Question

Name the conic (horizontal ellipse, vertical hyperbola, and so on) corresponding to the given equation.$$\frac{x^{2}}{9}-\frac{y^{2}}{4}=1$$

Answer

**step1** Analyzing the given equation

The given equation is $$\frac{x^{2}}{9}-\frac{y^{2}}{4}=1$$.

**step2** Identifying the type of conic section based on the equation form

When observing an equation with squared terms for both 'x' and 'y', the relationship between these terms helps identify the type of conic section. In this equation, we see that the $$x^2$$ term ($$\frac{x^2}{9}$$) is positive, and the $$y^2$$ term ($$-\frac{y^2}{4}$$) is negative. The presence of two squared terms with opposite signs (one positive and one negative), and the equation being set equal to 1, is the defining characteristic of a hyperbola.
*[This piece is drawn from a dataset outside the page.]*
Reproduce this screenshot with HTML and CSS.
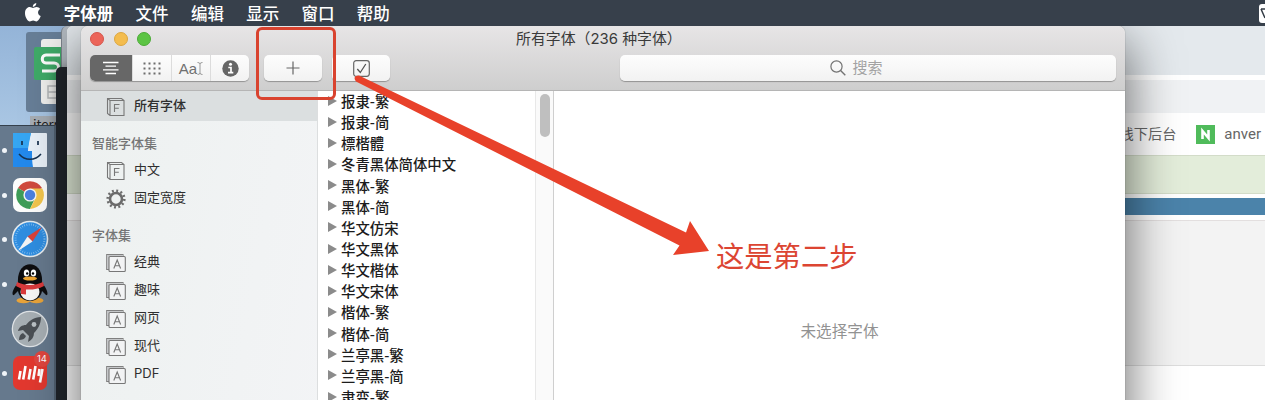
FILE: index.html
```html
<!DOCTYPE html>
<html lang="zh-CN">
<head>
    <meta charset="UTF-8">
    <meta name="viewport" content="width=device-width, initial-scale=1.0">
    <title>字体册</title>
    <link rel="stylesheet" href="styles.css">
</head>
<body>
    <!-- shared icons -->
    <svg class="defs" width="0" height="0">
        <symbol id="book" viewBox="0 0 20 20">
            <path d="M1.5 1.5h14l2.500 2v15H4l-2.500-2zM1.500 1.500L4 3.500h14M4 3.500v15" fill="none" stroke="#777" stroke-width="1.100"/>
            <path d="M8.500 15V7.500h5M8.500 11.200h4.300" fill="none" stroke="#777" stroke-width="1.100"/>
        </symbol>
        <symbol id="stack" viewBox="0 0 20 20">
            <path d="M3 16.500H.7V1.500H17V3.500" fill="none" stroke="#808080" stroke-width="1.100"/>
            <path d="M1 2h16v1.500H3V16H1z" fill="#c5c7c9"/>
            <rect x="3" y="3.500" width="16.300" height="15" rx="1" fill="#f2f3f4" stroke="#777" stroke-width="1.100"/>
            <path d="M7.800 15.500L11.200 7l3.400 8.500M9 12.700h4.400" fill="none" stroke="#777" stroke-width="1.100"/>
        </symbol>
    </svg>

    <div class="menubar">
        <svg class="apple" width="18" height="20" viewBox="0 0 18 20">
            <path d="M12.300 0c.2 2-1.700 4-3.500 3.900C8.600 2.100 10.400.2 12.300 0zM9 5.100c.8 0 1.900-1 3.600-1 1.400 0 2.700.7 3.500 1.900-3 1.900-2.600 5.900.6 7.100-.8 2.300-2.500 5.300-4.300 5.300-1.300 0-1.700-.8-3.300-.8s-2.100.8-3.300.8C3.700 18.400 1 14.200 1 10.200c0-3.800 2.300-6.100 4.700-6.100 1.500 0 2.500 1 3.300 1z" fill="#fff"/>
        </svg>
        <b>字体册</b>
        <span>文件</span>
        <span>编辑</span>
        <span>显示</span>
        <span>窗口</span>
        <span>帮助</span>
        <div class="status">
            <svg width="6" height="19" viewBox="0 0 6 19"><path d="M2 5h6M2 5l4 9" stroke="#333b45" stroke-width="1.500" fill="none"/></svg>
        </div>
    </div>

    <div class="desktop">
        <div class="file">
            <svg width="35" height="80" viewBox="0 0 35 80">
                <rect x="15" y="7" width="30" height="65" rx="3" fill="#f1f1ef"/>
                <rect x="8" y="15" width="40" height="33" rx="2" fill="#3fab68"/>
                <path d="M34 23H20c-5 0-5 8 0 8h8c6 0 6 8 0 8H16" fill="none" stroke="#fff" stroke-width="3"/>
                <path d="M34 54H22v12h12M22 60h12" fill="none" stroke="#b5b8ba" stroke-width="1.500"/>
            </svg>
        </div>
        <div class="file-name">iterm</div>

        <div class="window back"></div>
        <div class="window terminal"></div>

        <div class="window browser">
            <div class="tabs"></div>
            <div class="address"></div>
            <div class="bookmarks">
                <span>线下后台</span>
                <svg width="19" height="19" viewBox="0 0 19 19"><rect width="19" height="19" fill="#50bb5b"/><path d="M6.500 14V6l6 7V5" fill="none" stroke="#fff" stroke-width="2.600"/></svg>
                <span>anver</span>
            </div>
            <div class="notice"></div>
            <div class="bluebar"></div>
            <div class="panel"></div>
        </div>

        <div class="dock">
            <div class="app on">
                <svg width="36" height="36" viewBox="0 0 36 36">
                    <rect x="1" y="1" width="34" height="34" rx="1" fill="#e8f0f8"/>
                    <path d="M1 1h18c-2 6-3 12-3 18h4c0 6 0 11 1 16H1z" fill="#2389ec"/>
                    <path d="M1 1h18l-3 15H1z" fill="#36a6f2"/>
                    <path d="M10 9v4M26 9v4" stroke="#17324f" stroke-width="1.700"/>
                    <path d="M7 22c6 7 16 7 22 0" fill="none" stroke="#17324f" stroke-width="1.500"/>
                </svg>
            </div>
            <div class="app on">
                <svg width="36" height="36" viewBox="0 0 36 36">
                    <rect x="1" y="1" width="34" height="34" rx="7" fill="#fdfdfc"/>
                    <path d="M18 18L6 11.100A13.900 13.900 0 0 1 30 11.100z" fill="#d04a3e"/>
                    <path d="M18 18L6 11.100A13.900 13.900 0 0 0 18 31.900L23.200 21z" fill="#3f9d58"/>
                    <path d="M18 11.500H30.300A13.900 13.900 0 0 1 18 31.900L23.600 21z" fill="#f3c64d"/>
                    <circle cx="18" cy="18" r="6.600" fill="#f5f5f5"/>
                    <circle cx="18" cy="18" r="5.200" fill="#4a80e0"/>
                </svg>
            </div>
            <div class="app on">
                <svg width="38" height="38" viewBox="0 0 38 38">
                    <circle cx="19" cy="19" r="18.300" fill="#e5eaed"/>
                    <circle cx="19" cy="19" r="16.700" fill="#2f8de0"/>
                    <circle cx="19" cy="19" r="14.500" fill="none" stroke="#9cccf2" stroke-width="2" stroke-dasharray=".6 1.700"/>
                    <path d="M31 7L16.500 16.500l5 5z" fill="#d9423a"/>
                    <path d="M7 31l14.500-9.500-5-5z" fill="#f4f4f4"/>
                </svg>
            </div>
            <div class="app on">
                <svg width="36" height="40" viewBox="0 0 36 40">
                    <ellipse cx="11.500" cy="36.500" rx="7" ry="2.800" fill="#e9a43a"/>
                    <ellipse cx="24.500" cy="36.500" rx="7" ry="2.800" fill="#e9a43a"/>
                    <path d="M6 19C-1 27 0 32 2 31l4-4c1 6 6 10 12 10s11-4 12-10l4 4c2 1 3-4-4-12z" fill="#0d0d0f"/>
                    <ellipse cx="18" cy="28" rx="9.500" ry="8.500" fill="#f6f6f6"/>
                    <path d="M6 19C4-6 32-6 30 19z" fill="#0d0d0f"/>
                    <ellipse cx="14.500" cy="9" rx="2.700" ry="3.500" fill="#fff"/>
                    <ellipse cx="21.500" cy="9" rx="2.700" ry="3.500" fill="#fff"/>
                    <circle cx="15.200" cy="9.500" r="1.200"/>
                    <circle cx="21" cy="9.500" r="1.200"/>
                    <ellipse cx="18" cy="14.500" rx="7" ry="2" fill="#eda431"/>
                    <path d="M5 18c8 4 18 4 26 0l1 4c-6 3-12 4-18 3.500v5l-5-.5v-5.500l-5-2.500z" fill="#d93a3c"/>
                </svg>
            </div>
            <div class="app">
                <svg width="38" height="38" viewBox="0 0 38 38">
                    <circle cx="19" cy="19" r="18.300" fill="#dfe3e6"/>
                    <circle cx="19" cy="19" r="17" fill="#a7afb4"/>
                    <path d="M30 7c-7 0-12 4-15 8-4 0-7 2-8 6l5-1 6 6-1 6c4-2 6-5 6-9 4-4 7-9 7-16zM12 23c-3 1-4 4-4 7 3 0 6-1 7-4z" fill="#4a4f54"/>
                    <circle cx="23" cy="14.500" r="2.400" fill="#b9c0c4"/>
                </svg>
            </div>
            <div class="app on">
                <svg width="36" height="36" viewBox="0 0 36 36">
                    <rect x="1" y="1" width="34" height="34" rx="7" fill="#e2382f"/>
                    <path d="M8.500 16L7 24.500M13.500 11l-2.300 13.500M18.500 14l-1.800 10.500M23.500 11l-2.300 13.500M27.500 14l-1 7M30.500 14L28 27.500" fill="none" stroke="#fff" stroke-width="2.600"/>
                </svg>
                <i class="badge">14</i>
            </div>
            <div class="app next">
                <svg width="36" height="36" viewBox="0 0 36 36"><path d="M20 5l2-3M25 5l2-3" stroke="#d8c56a" stroke-width="1.500"/></svg>
            </div>
        </div>

        <div class="window fontbook">
            <div class="head">
                <div class="titlebar">
                    <div class="lights"><i class="red"></i><i class="yellow"></i><i class="green"></i></div>
                    <div class="title">所有字体（236 种字体）</div>
                </div>
                <div class="toolbar">
                    <div class="segments">
                        <div class="seg active">
                            <svg width="18" height="14" viewBox="0 0 18 14"><path d="M1 1.500h15.500M3.500 5.200h10.500M1 8.800h15.500M3.500 12.500h10.500" stroke="#fff" stroke-width="1.300"/></svg>
                        </div>
                        <div class="seg">
                            <svg width="18" height="13" viewBox="0 0 18 13"><path d="M.5 1.500h17M.5 6.500h17M.5 11.500h17" stroke="#6d6d6d" stroke-width="2" stroke-dasharray="2 3"/></svg>
                        </div>
                        <div class="seg sample">Aa<svg width="6" height="13" viewBox="0 0 6 13"><path d="M.5.500Q3 .5 3 2V11Q3 12.500.5 12.500M5.500.500Q3 .5 3 2M5.500 12.500Q3 12.500 3 11" fill="none" stroke="#999"/></svg></div>
                        <div class="seg">
                            <svg width="17" height="17" viewBox="0 0 17 17"><circle cx="8.500" cy="8.500" r="8.200" fill="#666"/><circle cx="8.500" cy="4.300" r="1.500" fill="#fff"/><path d="M6.300 7.500h2.700v5M6 12.600h5.300" stroke="#fff" stroke-width="1.700" fill="none"/></svg>
                        </div>
                    </div>
                    <div class="button add">
                        <svg width="14" height="14" viewBox="0 0 14 14"><path d="M7 .5v13M.5 7h13" stroke="#666" stroke-width="1.200"/></svg>
                    </div>
                    <div class="button check">
                        <svg width="17" height="17" viewBox="0 0 17 17"><rect x=".7" y=".7" width="15.600" height="15.600" rx="2.500" fill="none" stroke="#666" stroke-width="1.200"/><path d="M4.300 9l3 3.500 5.500-8.500" fill="none" stroke="#555" stroke-width="1.300"/></svg>
                    </div>
                    <div class="search">
                        <svg width="16" height="16" viewBox="0 0 16 16"><circle cx="6.500" cy="6.500" r="5.600" fill="none" stroke="#737373" stroke-width="1.200"/><path d="M10.600 10.600l4.700 4.700" stroke="#737373" stroke-width="1.400"/></svg>
                        <span>搜索</span>
                    </div>
                </div>
            </div>

            <div class="content">
                <div class="sidebar">
                    <div class="item selected"><svg><use href="#book"/></svg>所有字体</div>
                    <h4>智能字体集</h4>
                    <div class="item"><svg><use href="#book"/></svg>中文</div>
                    <div class="item">
                        <svg viewBox="0 0 20 20"><circle cx="10" cy="10" r="6" fill="none" stroke="#6b6b6b" stroke-width="2.600"/><circle cx="10" cy="10" r="8.300" fill="none" stroke="#6b6b6b" stroke-width="2.600" stroke-dasharray="1.900 2.445"/></svg>固定宽度
                    </div>
                    <h4 class="sets">字体集</h4>
                    <div class="item"><svg><use href="#stack"/></svg>经典</div>
                    <div class="item"><svg><use href="#stack"/></svg>趣味</div>
                    <div class="item"><svg><use href="#stack"/></svg>网页</div>
                    <div class="item"><svg><use href="#stack"/></svg>现代</div>
                    <div class="item"><svg><use href="#stack"/></svg>PDF</div>
                </div>
                <ul class="fonts">
                    <li>报隶-繁</li>
                    <li>报隶-简</li>
                    <li>標楷體</li>
                    <li>冬青黑体简体中文</li>
                    <li>黑体-繁</li>
                    <li>黑体-简</li>
                    <li>华文仿宋</li>
                    <li>华文黑体</li>
                    <li>华文楷体</li>
                    <li>华文宋体</li>
                    <li>楷体-繁</li>
                    <li>楷体-简</li>
                    <li>兰亭黑-繁</li>
                    <li>兰亭黑-简</li>
                    <li>隶变-繁</li>
                </ul>
                <div class="scroll"><div class="thumb"></div></div>
                <div class="preview">未选择字体</div>
            </div>
        </div>
    </div>

    <!-- step marks drawn over the window -->
    <div class="mark-box"></div>
    <svg class="mark-arrow" width="1265" height="400" viewBox="0 0 1265 400">
        <path d="M359 75.500L686 232.500L690 221L709 251L673 255L679.500 245.500L356 81.500Q352 76 359 75.500z" fill="#e8412a"/>
    </svg>
    <div class="mark-text">这是第二步</div>
</body>
</html>
```
FILE: styles.css
```css
*{
    margin: 0;
    padding: 0;
    box-sizing: border-box;
}

body{
    width: 1265px;
    height: 400px;
    overflow: hidden;
    position: relative;
    font-family: "Noto Sans CJK SC", sans-serif;
    background-color: #9dbbdc;
}

svg{
    display: block;
    flex-shrink: 0;
}

.defs{
    position: absolute;
}

/* menu bar */
.menubar{
    height: 26px;
    display: flex;
    align-items: center;
    gap: 22.3px;
    padding-left: 24px;
    background-color: #37404b;
    color: #fff;
    font-size: 16.5px;
    line-height: 24px;
    font-weight: 500;
}

.menubar b{
    font-weight: 700;
}

.menubar b,
.menubar span{
    margin-top: -1px;
}

.apple{
    margin-right: -0.5px;
}

.status{
    margin-left: auto;
    width: 6px;
    height: 19px;
    background-color: #fff;
    border-radius: 3px 0 0 3px;
}

/* desktop */
.desktop{
    position: relative;
    height: 374px;
    overflow: hidden;
    background: linear-gradient(#94b4d8, #a9c6e3 100px);
}

.file{
    position: absolute;
    left: 26px;
    top: 6px;
    width: 35px;
    height: 80px;
    background-color: #677e97;
    border-radius: 3px 0 0 3px;
    overflow: hidden;
}

.file-name{
    position: absolute;
    left: 30px;
    top: 90px;
    width: 40px;
    padding-left: 3px;
    background-color: #a6adb4;
    font-size: 13px;
    line-height: 16px;
    color: #222;
}

.window{
    position: absolute;
}

.back{
    left: 61px;
    top: 0;
    width: 400px;
    height: 374px;
    background-color: #b3bac1;
    border-left: 1px solid #7d858d;
    border-radius: 6px 0 0 0;
}

.terminal{
    left: 56px;
    top: 41px;
    width: 400px;
    height: 333px;
    background-color: #20252b;
    border-radius: 5px 0 0 0;
    box-shadow: 0 0 10px rgba(0, 0, 0, 0.3);
}

.browser{
    left: 67px;
    top: 0;
    width: 1198px;
    height: 374px;
    background-color: #fff;
    border-radius: 6px 0 0 0;
    overflow: hidden;
}

.tabs{
    height: 49px;
    background-color: #e4e9ed;
}

.address{
    height: 38px;
    background-color: #f0f2f4;
    border-top: 5px solid #fff;
}

.bookmarks{
    height: 42px;
    display: flex;
    align-items: center;
    justify-content: flex-end;
    gap: 9px;
    padding-right: 4px;
    font-size: 14.2px;
    line-height: 20px;
    color: #666;
}

.bookmarks svg{
    margin-left: 11px;
}

.bookmarks span:first-child{
    margin-top: -2px;
}

.bookmarks span:last-child{
    font-family: Roboto, sans-serif;
    font-size: 15px;
}

.notice{
    height: 39px;
    background-color: #e3edda;
    border-top: 1px solid #d3dcc9;
    border-bottom: 1px solid #d3dcc9;
}

.bluebar{
    height: 17px;
    margin: 4px 0 5px 100px;
    background-color: #4b83aa;
}

.panel{
    height: 146px;
    background-color: #f3f3f3;
    border-top: 1px solid #e3dfdf;
    border-bottom: 1px solid #ddd;
}

/* dock */
.dock{
    position: absolute;
    left: 0;
    top: 99px;
    width: 56px;
    height: 275px;
    padding-top: 2px;
    background-color: #66798d;
    border-top: 1px solid #35414d;
    border-right: 2px solid #526171;
    overflow: hidden;
}

.app{
    position: relative;
    height: 44.6px;
    padding-left: 5px;
    display: flex;
    align-items: center;
    justify-content: center;
}

.app.on::before{
    content: "";
    position: absolute;
    left: 2px;
    top: 20px;
    width: 5px;
    height: 5px;
    border-radius: 50%;
    background-color: #f0f4f8;
}

.badge{
    position: absolute;
    right: 4px;
    top: 0;
    width: 16px;
    height: 16px;
    border-radius: 50%;
    background-color: #e0463f;
    color: #fff;
    font: 9.5px/16px Inter, sans-serif;
    text-align: center;
}

/* font book window */
.fontbook{
    left: 81px;
    top: 0;
    width: 1044px;
    height: 500px;
    display: flex;
    flex-direction: column;
    background-color: #fff;
    border-radius: 7px 7px 0 0;
    box-shadow: 0 0 1px rgba(0, 0, 0, 0.6), 0 20px 50px 4px rgba(0, 0, 0, 0.55);
}

.head{
    height: 65px;
    background: linear-gradient(#e7e5e6, #cecece);
    border-bottom: 1px solid #b5b5b5;
    border-radius: 7px 7px 0 0;
}

.titlebar{
    height: 29px;
    display: flex;
    align-items: center;
    padding-left: 9px;
}

.lights{
    display: flex;
    gap: 9.5px;
    margin-top: -3px;
}

.lights i{
    width: 14px;
    height: 14px;
    border-radius: 50%;
}

.red{
    background-color: #ec6459;
    border: 1px solid #d5554b;
}

.yellow{
    background-color: #f4bc4e;
    border: 1px solid #dca63f;
}

.green{
    background-color: #5cc444;
    border: 1px solid #4bab36;
}

.title{
    margin-left: 365px;
    margin-top: -4px;
    font-family: Inter, "Noto Sans CJK SC", sans-serif;
    font-size: 14.9px;
    line-height: 22px;
    color: #3a3a3a;
    white-space: nowrap;
}

.toolbar{
    display: flex;
    padding: 0 9px;
}

.segments,
.button,
.search{
    height: 26px;
    display: flex;
    align-items: center;
    justify-content: center;
    background: linear-gradient(#fdfdfd, #f2f2f2);
    border-radius: 5px;
    box-shadow: 0 1px 1px rgba(0, 0, 0, 0.3);
}

.segments{
    width: 159px;
    overflow: hidden;
}

.seg{
    flex: 1;
    height: 26px;
    display: flex;
    align-items: center;
    justify-content: center;
    border-left: 1px solid #dcdcdc;
}

.seg.active{
    flex: 0 0 42px;
    background-color: #676767;
    border-left: none;
}

.sample{
    font-family: "Liberation Sans", sans-serif;
    font-size: 15px;
    color: #707070;
}

.add{
    width: 58px;
    margin-left: 15px;
}

.check{
    width: 58px;
    margin-left: 10px;
}

.search{
    flex: 1;
    margin-left: 230px;
    padding-right: 23px;
    gap: 6px;
    font-size: 15px;
    line-height: 24px;
    color: #a3a3a3;
}

.search span{
    margin-top: -2px;
}

.content{
    flex: 1;
    display: flex;
}

.sidebar{
    width: 237px;
    background: linear-gradient(100deg, #edf1f0, #f3f4f6);
    border-right: 1px solid #dcdedf;
}

.item{
    height: 28px;
    display: flex;
    align-items: center;
    gap: 8px;
    padding: 0 0 3px 25px;
    font-family: Inter, "Noto Sans CJK SC", sans-serif;
    font-size: 13px;
    line-height: 20px;
    color: #2f2f2f;
}

.item svg{
    width: 20px;
    height: 20px;
    position: relative;
    top: 2px;
}

.selected{
    height: 30px;
    background-color: #dbdfe0;
    font-weight: 500;
}

.sidebar h4{
    height: 35px;
    padding: 12px 0 0 11px;
    font-size: 13px;
    line-height: 20px;
    font-weight: 500;
    color: #757575;
}

.sidebar .sets{
    height: 36px;
    padding-top: 13px;
}

.fonts{
    width: 218px;
    list-style: none;
    border-right: 1px solid #e8e8e8;
}

.fonts li{
    height: 21.15px;
    display: flex;
    align-items: center;
    gap: 4px;
    padding: 0 0 1px 10px;
    font-size: 14.4px;
    line-height: 20px;
    font-weight: 500;
    color: #1c1c1c;
}

.fonts li::before{
    content: "";
    border-left: 9px solid #8b8b8b;
    border-top: 5px solid transparent;
    border-bottom: 5px solid transparent;
    margin-top: -1px;
}

.scroll{
    width: 18px;
    padding: 3px 0 0 4px;
    background-color: #fafafa;
    border-right: 1px solid #cfcfcf;
}

.thumb{
    width: 10px;
    height: 43px;
    border-radius: 5px;
    background-color: #bfbfbf;
}

.preview{
    flex: 1;
    padding-top: 228px;
    text-align: center;
    font-size: 15.6px;
    line-height: 23px;
    color: #929292;
}

/* marks */
.mark-box{
    position: absolute;
    left: 256px;
    top: 27px;
    width: 80px;
    height: 73px;
    border: 3px solid #d9432f;
    border-radius: 6px;
}

.mark-arrow{
    position: absolute;
    left: 0;
    top: 0;
}

.mark-text{
    position: absolute;
    left: 716px;
    top: 234px;
    font-size: 28.3px;
    line-height: 42px;
    color: #dc4532;
}
```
**step3** Determining the orientation of the conic section

For a hyperbola centered at the origin, the orientation depends on which squared term is positive. If the $$x^2$$ term is positive and the $$y^2$$ term is negative, the hyperbola opens horizontally along the x-axis. This means its vertices and foci lie on the x-axis. If the $$y^2$$ term were positive and the $$x^2$$ term negative, the hyperbola would open vertically along the y-axis. Since our equation has $$x^2$$ as the positive term, it indicates a horizontal orientation.

**step4** Naming the conic section

Based on the form of the equation, which indicates two squared variables with opposite signs, and the positive sign being associated with the $$x^2$$ term, the conic section represented by the equation $$\frac{x^{2}}{9}-\frac{y^{2}}{4}=1$$ is a horizontal hyperbola.